Il nuovo paese industriale che era la Germania del dopoguerra, oltre a grandi ricchezze, finì per trovarsi di fronte ad una generazione in rivolta, come in altre parti d’Europa del resto, ma questa più radicale ed intransigente. Un suono inedito, che intese rappresentare un forte dissenso al diktat, prese a mescolare, per la prima volta nel vocabolario popolare, allusioni robotiche e suggestioni mistiche.
Allievi discoli di Stockhausen e Salvador Dalì, esonerati dalla certificazione e dalla seriosità accademica, raccolsero alcune istanze hippy e si abbandonarono, teutonicamente, alla furia degli elementi, raccogliendo segnali da un universo urlante. In una sorta di Sturm und Drang tecnologica attraversarono a cavallo la galassia.
Sommerso in breve da orribili copie che, prive della necessaria intelligenza ironica mancarono del tutto di affascinare, sembrò all’epoca quasi un fallimento. Nondimeno nulla, in questo ecosistema onnivoro che è la musica vera, va sprecato e molte forme di vita emersero in anni anche lontani, da queste impronte genetiche.

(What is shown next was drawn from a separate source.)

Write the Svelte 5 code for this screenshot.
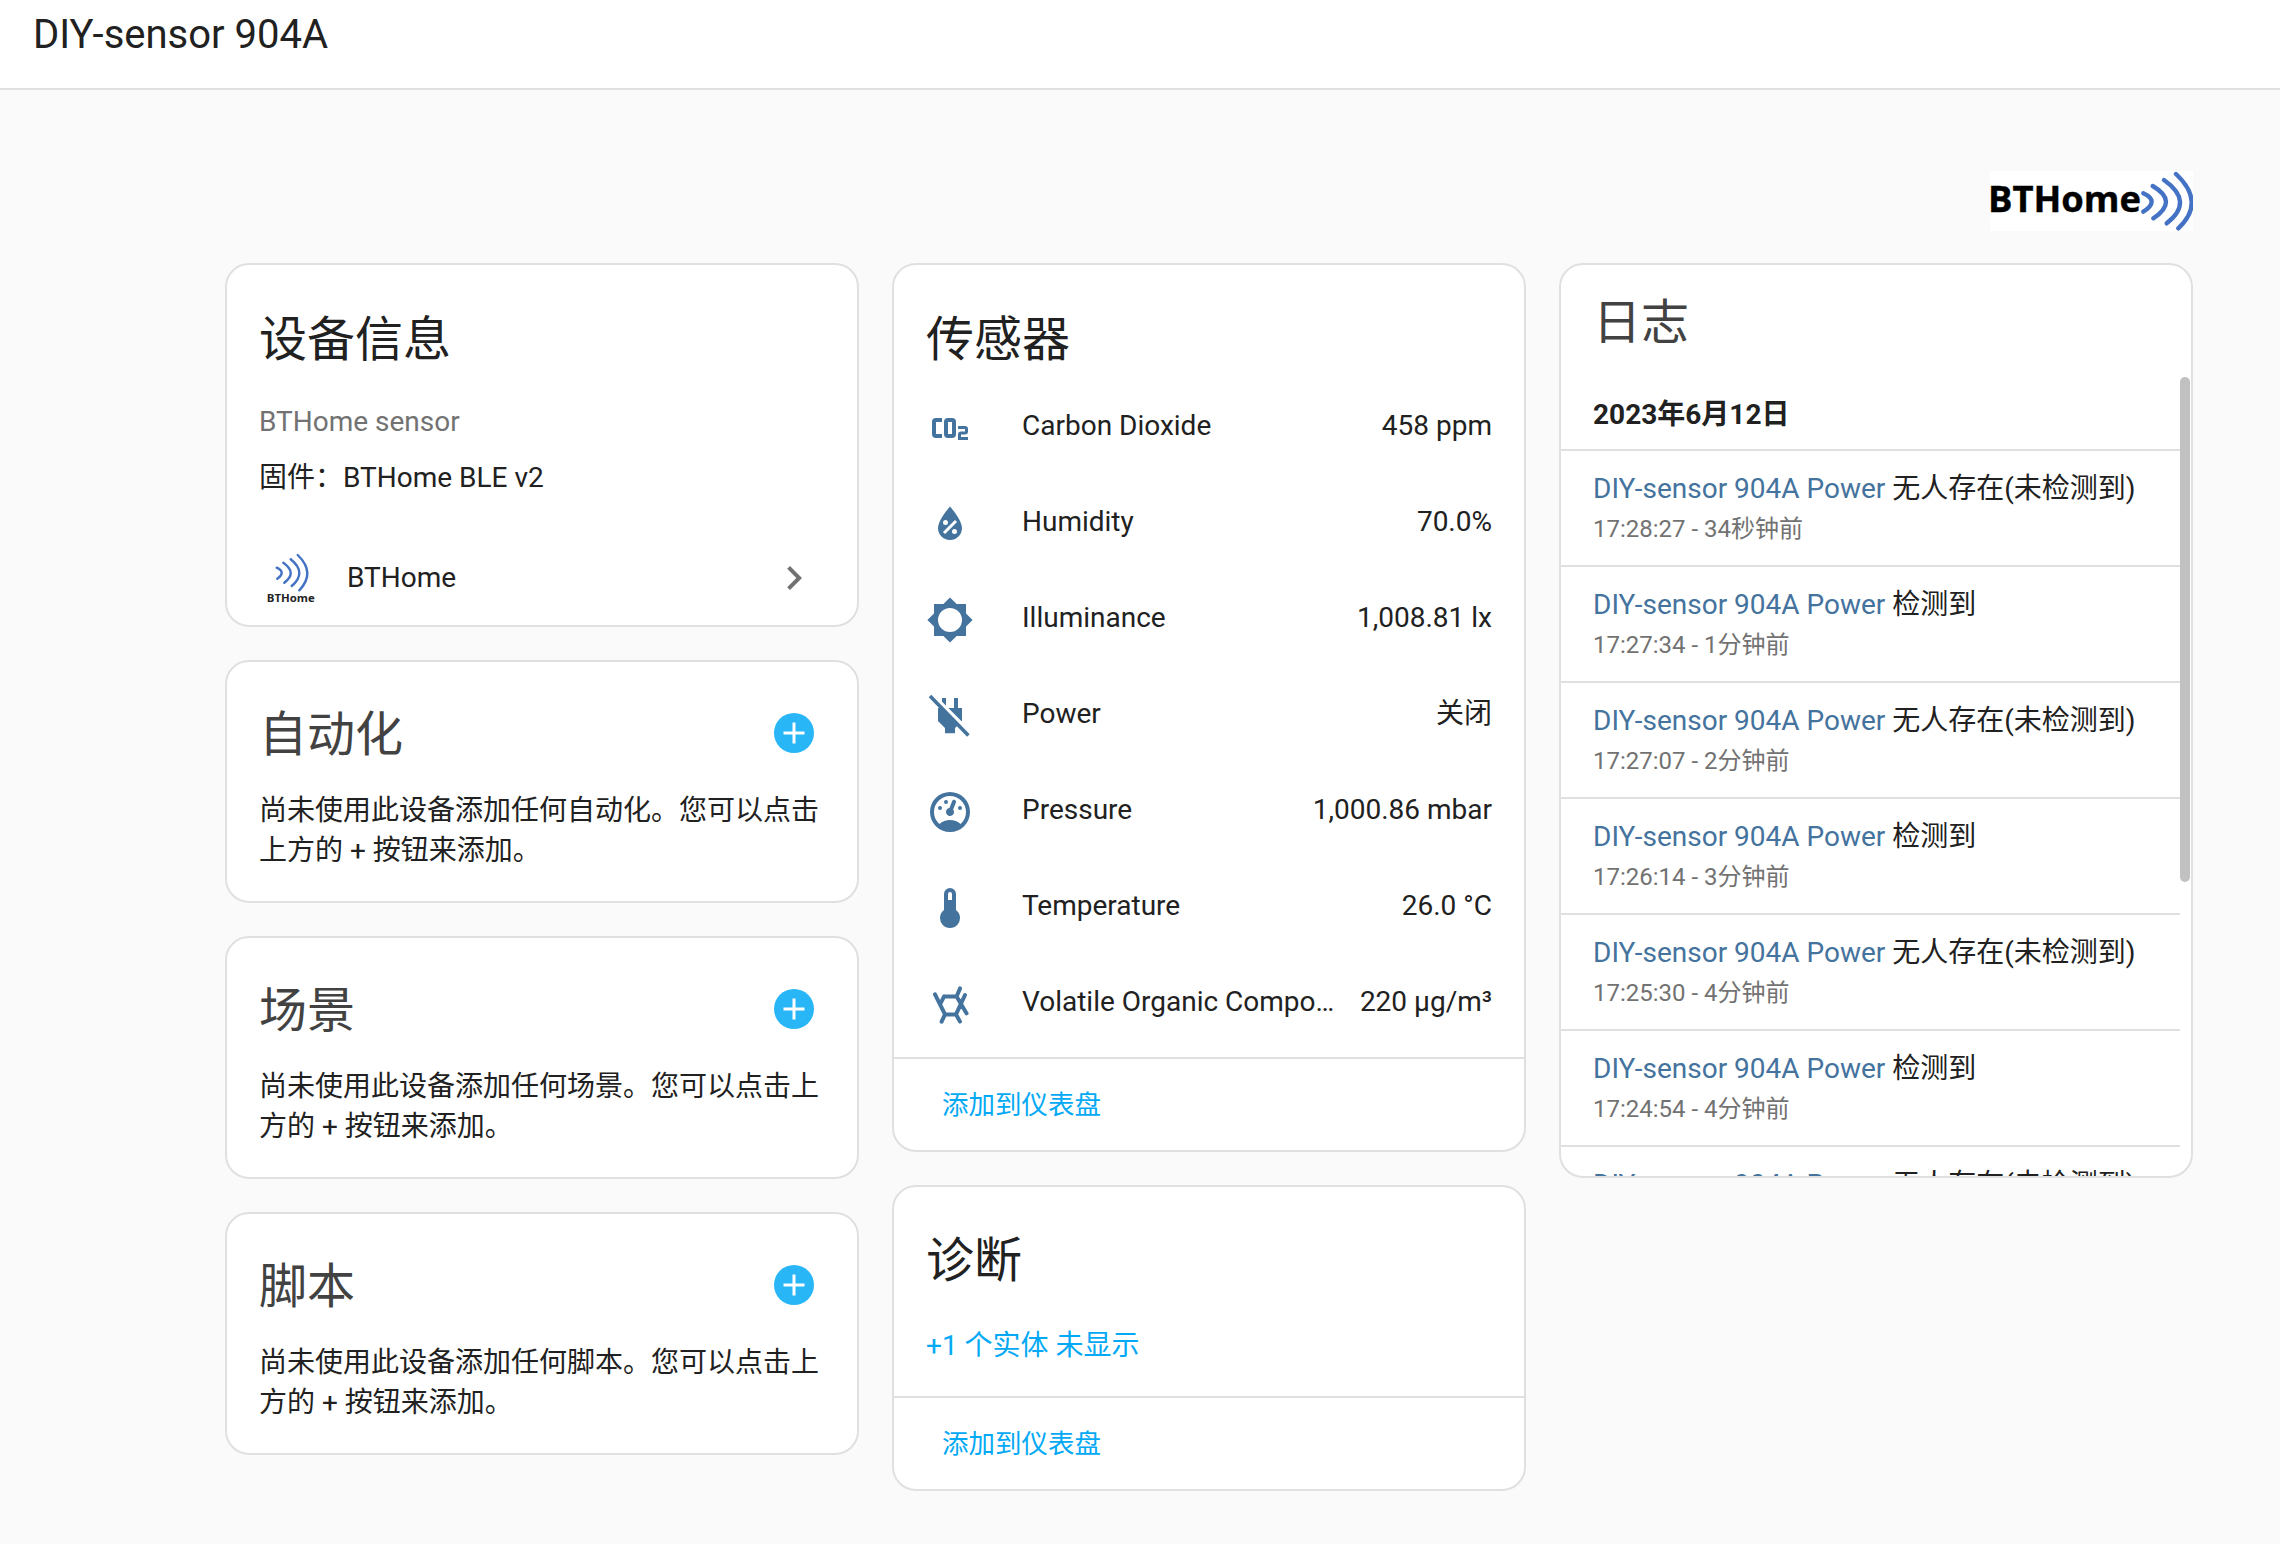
<script>
  const sensors = [
    { name: 'Carbon Dioxide', value: '458 ppm', icon: 'co2' },
    { name: 'Humidity', value: '70.0%', icon: 'humidity' },
    { name: 'Illuminance', value: '1,008.81 lx', icon: 'sun' },
    { name: 'Power', value: '关闭', icon: 'plug' },
    { name: 'Pressure', value: '1,000.86 mbar', icon: 'gauge' },
    { name: 'Temperature', value: '26.0 °C', icon: 'temp' },
    { name: 'Volatile Organic Compounds', value: '220 µg/m³', icon: 'voc' }
  ];
  const paths = {
    co2: 'M5,7A2,2 0 0,0 3,9V15A2,2 0 0,0 5,17H8V15H5V9H8V7H5M11,7A2,2 0 0,0 9,9V15A2,2 0 0,0 11,17H13A2,2 0 0,0 15,15V9A2,2 0 0,0 13,7H11M11,9H13V15H11V9M16,11V12.5H19.5V13.8H17.5A1.5,1.5 0 0,0 16,15.3V18H21V16.5H17.5V15.3H19.5A1.5,1.5 0 0,0 21,13.8V12.5A1.5,1.5 0 0,0 19.5,11H16Z',
    humidity: 'M12,3.25C12,3.25 6,10 6,14C6,17.32 8.69,20 12,20A6,6 0 0,0 18,14C18,10 12,3.25 12,3.25M14.47,9.97L15.53,11.03L9.53,17.03L8.47,15.97M9.75,10A1.25,1.25 0 0,1 11,11.25A1.25,1.25 0 0,1 9.75,12.5A1.25,1.25 0 0,1 8.5,11.25A1.25,1.25 0 0,1 9.75,10M14.25,14.5A1.25,1.25 0 0,1 15.5,15.75A1.25,1.25 0 0,1 14.25,17A1.25,1.25 0 0,1 13,15.75A1.25,1.25 0 0,1 14.25,14.5Z',
    sun: 'M20,15.31L23.31,12L20,8.69V4H15.31L12,0.69L8.69,4H4V8.69L0.69,12L4,15.31V20H8.69L12,23.31L15.31,20H20V15.31M12,18A6,6 0 0,1 6,12A6,6 0 0,1 12,6A6,6 0 0,1 18,12A6,6 0 0,1 12,18Z',
    gauge: 'M12,2A10,10 0 0,0 2,12A10,10 0 0,0 12,22A10,10 0 0,0 22,12A10,10 0 0,0 12,2M12,4A8,8 0 0,1 20,12C20,14.4 19,16.5 17.3,18C15.9,16.7 14,16 12,16C10,16 8.2,16.7 6.7,18C5,16.5 4,14.4 4,12A8,8 0 0,1 12,4M14,5.89C13.62,5.9 13.26,6.15 13.1,6.54L11.81,9.77L11.71,10C11,10.13 10.41,10.6 10.14,11.26C9.73,12.29 10.23,13.45 11.26,13.86C12.29,14.27 13.45,13.77 13.86,12.74C14.12,12.08 14,11.32 13.57,10.76L13.67,10.5L14.96,7.29L14.97,7.26C15.17,6.75 14.92,6.17 14.41,5.96C14.28,5.91 14.15,5.89 14,5.89M10,6A1,1 0 0,0 9,7A1,1 0 0,0 10,8A1,1 0 0,0 11,7A1,1 0 0,0 10,6M7,9A1,1 0 0,0 6,10A1,1 0 0,0 7,11A1,1 0 0,0 8,10A1,1 0 0,0 7,9M17,9A1,1 0 0,0 16,10A1,1 0 0,0 17,11A1,1 0 0,0 18,10A1,1 0 0,0 17,9Z',
    temp: 'M15 13V5A3 3 0 0 0 9 5V13A5 5 0 1 0 15 13M12 4A1 1 0 0 1 13 5V8H11V5A1 1 0 0 1 12 4Z'
  };
  const extras = [
    { title: '自动化', text: '尚未使用此设备添加任何自动化。您可以点击上方的 + 按钮来添加。' },
    { title: '场景', text: '尚未使用此设备添加任何场景。您可以点击上方的 + 按钮来添加。' },
    { title: '脚本', text: '尚未使用此设备添加任何脚本。您可以点击上方的 + 按钮来添加。' }
  ];
  const absent = '无人存在(未检测到)';
  const present = '检测到';
  const logs = [
    { state: absent, time: '17:28:27 - 34秒钟前' },
    { state: present, time: '17:27:34 - 1分钟前' },
    { state: absent, time: '17:27:07 - 2分钟前' },
    { state: present, time: '17:26:14 - 3分钟前' },
    { state: absent, time: '17:25:30 - 4分钟前' },
    { state: present, time: '17:24:54 - 4分钟前' },
    { state: absent, time: '17:24:10 - 5分钟前' }
  ];
</script>

<div class="page">
  <header class="topbar"><span class="page-title">DIY-sensor 904A</span></header>
  <main class="main">
    <div class="logo-row">
      <svg class="logo" width="203" height="60" viewBox="0 0 203 60">
        <rect width="203" height="60" fill="#fff" />
        <text x="-2" y="40.7" class="logo-text" textLength="153" lengthAdjust="spacingAndGlyphs">BTHome</text>
        <g class="arcs-big">
          <path d="M153.3 22.3Q170 29.9 153.3 40.7" />
          <path d="M162.7 15Q189 30.2 163.3 47.3" />
          <path d="M174 9Q204.7 30.7 176.7 52.3" />
          <path d="M186 3Q216.2 31.2 188.3 57.3" />
        </g>
      </svg>
    </div>
    <div class="grid">
      <div class="col">
        <section class="card info">
          <h1 class="card-title main-title">设备信息</h1>
          <div class="model">BTHome sensor</div>
          <div class="firmware">固件：BTHome BLE v2</div>
          <div class="integration">
            <svg class="int-logo" width="64" height="64" viewBox="0 0 64 64">
              <g class="arcs-small">
                <path d="M17.7 21.7Q27.4 26.2 18.3 32.7" />
                <path d="M24.3 16.7Q38.6 26.7 25.3 36.7" />
                <path d="M31.7 13.3Q48.4 26.7 32.7 40" />
                <path d="M38.7 9Q57.1 26.7 40.3 44.3" />
              </g>
              <text x="31.8" y="55.7" class="int-text" text-anchor="middle" textLength="48" lengthAdjust="spacingAndGlyphs">BTHome</text>
            </svg>
            <span class="int-name">BTHome</span>
            <svg class="chevron" width="48" height="48" viewBox="0 0 24 24"><path d="M8.59,16.58L13.17,12L8.59,7.41L10,6L16,12L10,18L8.59,16.58Z" /></svg>
          </div>
        </section>
        {#each extras as e}
          <section class="card extra">
            <div class="extra-head">
              <h2 class="card-title soft">{e.title}</h2>
              <span class="fab">
                <svg width="36" height="36" viewBox="0 0 24 24"><path d="M19,13H13V19H11V13H5V11H11V5H13V11H19V13Z" /></svg>
              </span>
            </div>
            <p class="extra-text">{e.text}</p>
          </section>
        {/each}
      </div>

      <div class="col">
        <section class="card">
          <h1 class="card-title main-title">传感器</h1>
          <div class="sensors">
            {#each sensors as s}
              <div class="sensor">
                <svg class="s-icon" width="48" height="48" viewBox="0 0 24 24">
                  {#if s.icon === 'plug'}
                    <path d="M8,3V8H6V14.5L9.5,18V20.6H14.5V18L18,14.5V8H16V3H14V8H10V3H8Z" />
                    <path class="slash-gap" d="M3.2,1.2L22.6,20.8" />
                    <path class="slash" d="M2,2L21.2,21.8" />
                  {:else if s.icon === 'voc'}
                    <path class="voc" d="M4.5,7.2L9.5,17.2M9,8.3L7,12.2M9,8.3H15.3M15.3,8.3L17,4.2M15.3,8.3L20.3,16.7M19.5,7.5L15,17.2M15,17.2L17,20.8M9.5,17.2H15M9.5,17.2L7.8,20.8" />
                  {:else}
                    <path fill-rule="evenodd" d={paths[s.icon]} />
                  {/if}
                </svg>
                <span class="s-name">{s.name}</span>
                <span class="s-value">{s.value}</span>
              </div>
            {/each}
          </div>
          <div class="footer"><span class="action">添加到仪表盘</span></div>
        </section>
        <section class="card diag">
          <h1 class="card-title">诊断</h1>
          <div class="hidden-link">+1 个实体 未显示</div>
          <div class="footer"><span class="action">添加到仪表盘</span></div>
        </section>
      </div>

      <div class="col">
        <section class="card log">
          <h2 class="card-title soft log-title">日志</h2>
          <div class="log-date">2023年6月12日</div>
          {#each logs as l}
            <div class="log-row">
              <div class="log-main"><span class="log-entity">DIY-sensor 904A Power</span> {l.state}</div>
              <div class="log-time">{l.time}</div>
            </div>
          {/each}
          <div class="scrollthumb"></div>
        </section>
      </div>
    </div>
  </main>
</div>

<style>
  :global(body) {
    margin: 0;
    background: #fafafa;
  }
  .page {
    min-height: 1544px;
    font-family: Roboto, "Noto Sans CJK SC", sans-serif;
    color: #212121;
    font-size: 28px;
    line-height: 40px;
  }
  .topbar {
    height: 88px;
    background: #fff;
    border-bottom: 2px solid #e0e0e0;
    padding: 0 33px;
  }
  .page-title {
    display: block;
    font-size: 40px;
    line-height: 70px;
  }
  .main {
    padding: 0 87px 0 225px;
  }
  .logo-row {
    display: flex;
    justify-content: flex-end;
    padding-top: 81px;
    margin-bottom: 32px;
  }
  .logo {
    display: block;
  }
  .logo-text {
    font-family: "Open Sans", sans-serif;
    font-weight: 700;
    font-size: 35px;
    fill: #000;
    stroke: #000;
    stroke-width: 0.4;
  }
  .arcs-big path {
    fill: none;
    stroke: #4472c4;
    stroke-width: 4.4;
    stroke-linecap: round;
  }
  .arcs-small path {
    fill: none;
    stroke: #4472c4;
    stroke-width: 2.4;
    stroke-linecap: round;
  }
  .int-text {
    font-family: "Open Sans", sans-serif;
    font-weight: 700;
    font-size: 11px;
    fill: #222;
  }
  .grid {
    display: grid;
    grid-template-columns: repeat(3, minmax(0, 1fr));
    gap: 33px;
    align-items: start;
  }
  .col {
    display: flex;
    flex-direction: column;
    gap: 33px;
    min-width: 0;
  }
  .card {
    box-sizing: border-box;
    background: #fff;
    border: 2px solid #e0e0e0;
    border-radius: 24px;
    overflow: hidden;
  }
  .card-title {
    margin: 0;
    padding: 42px 32px 0;
    font-size: 48px;
    line-height: 64px;
    font-weight: 400;
    color: #212121;
  }
  .card-title.main-title {
    padding-top: 43px;
  }
  .card-title.soft {
    color: #424242;
  }
  .model {
    padding: 0 32px;
    margin-top: 30px;
    color: #727272;
  }
  .firmware {
    padding: 0 32px;
    margin-top: 16px;
  }
  .integration {
    display: flex;
    align-items: center;
    height: 95px;
    margin-top: 32px;
    padding: 0 39px 0 32px;
  }
  .int-logo {
    flex: none;
    margin-right: 24px;
  }
  .int-name {
    flex: 1;
  }
  .chevron {
    fill: #727272;
  }
  .extra {
    height: 243px;
  }
  .extra-head {
    display: flex;
    align-items: center;
    justify-content: space-between;
    padding: 38px 43px 0 0;
  }
  .extra-head .card-title {
    padding-top: 3px;
  }
  .fab {
    width: 40px;
    height: 40px;
    border-radius: 50%;
    background: #29b6f6;
    display: flex;
    align-items: center;
    justify-content: center;
    fill: #fff;
    margin-top: -1px;
  }
  .extra-text {
    margin: 24px 0 0;
    padding: 0 32px;
    color: #212121;
  }
  .sensors {
    margin-top: 8px;
  }
  .sensor {
    display: flex;
    align-items: center;
    height: 96px;
    padding: 0 32px;
  }
  .s-icon {
    flex: none;
    margin-right: 48px;
    fill: #44739e;
  }
  .s-name {
    flex: 1;
    min-width: 0;
    white-space: nowrap;
    overflow: hidden;
    text-overflow: ellipsis;
    margin-top: -5px;
  }
  .s-value {
    flex: none;
    margin-left: 16px;
    margin-top: -5px;
    white-space: nowrap;
  }
  .slash {
    fill: none;
    stroke: #44739e;
    stroke-width: 1.8;
  }
  .slash-gap {
    fill: none;
    stroke: #fff;
    stroke-width: 1.8;
  }
  .voc {
    fill: none;
    stroke: #44739e;
    stroke-width: 2;
    stroke-linecap: round;
  }
  .footer {
    border-top: 2px solid #e0e0e0;
    margin-top: 5px;
    height: 91px;
    display: flex;
    align-items: center;
    padding-left: 48px;
  }
  .action {
    color: #03a9f4;
    font-size: 26.5px;
  }
  .hidden-link {
    padding: 0 32px;
    margin-top: 33px;
    margin-bottom: 30px;
    color: #03a9f4;
  }
  .log {
    height: 915px;
    position: relative;
  }
  .log .log-title {
    padding-top: 26px;
  }
  .log-date {
    padding: 40px 32px 14px;
    margin-right: 11px;
    font-weight: 700;
    border-bottom: 2px solid #e0e0e0;
  }
  .log-row {
    box-sizing: border-box;
    height: 116px;
    margin-right: 11px;
    padding: 18px 32px 0;
    border-bottom: 2px solid #e0e0e0;
    white-space: nowrap;
  }
  .log-entity {
    color: #44739e;
  }
  .log-time {
    font-size: 24px;
    color: #727272;
  }
  .scrollthumb {
    position: absolute;
    top: 112px;
    right: 1px;
    width: 10px;
    height: 505px;
    border-radius: 5px;
    background: #c1c1c1;
  }
</style>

La luminosa grazia di quest’opera in particolare va ricordata in ogni percorso di illuminazione degli archivi. Qui venne stabilizzato l’orientamento “cosmico” e onirico che Froese, Baumann e Franke avevano intentato insieme a Klaus Shultze, a prosecuzione del lavoro dei Floyd e prima del salto internazionale Virgin. La sfolgorante bellezza di queste strutture cristalline, più tardi, sarà più difficile da intravedere.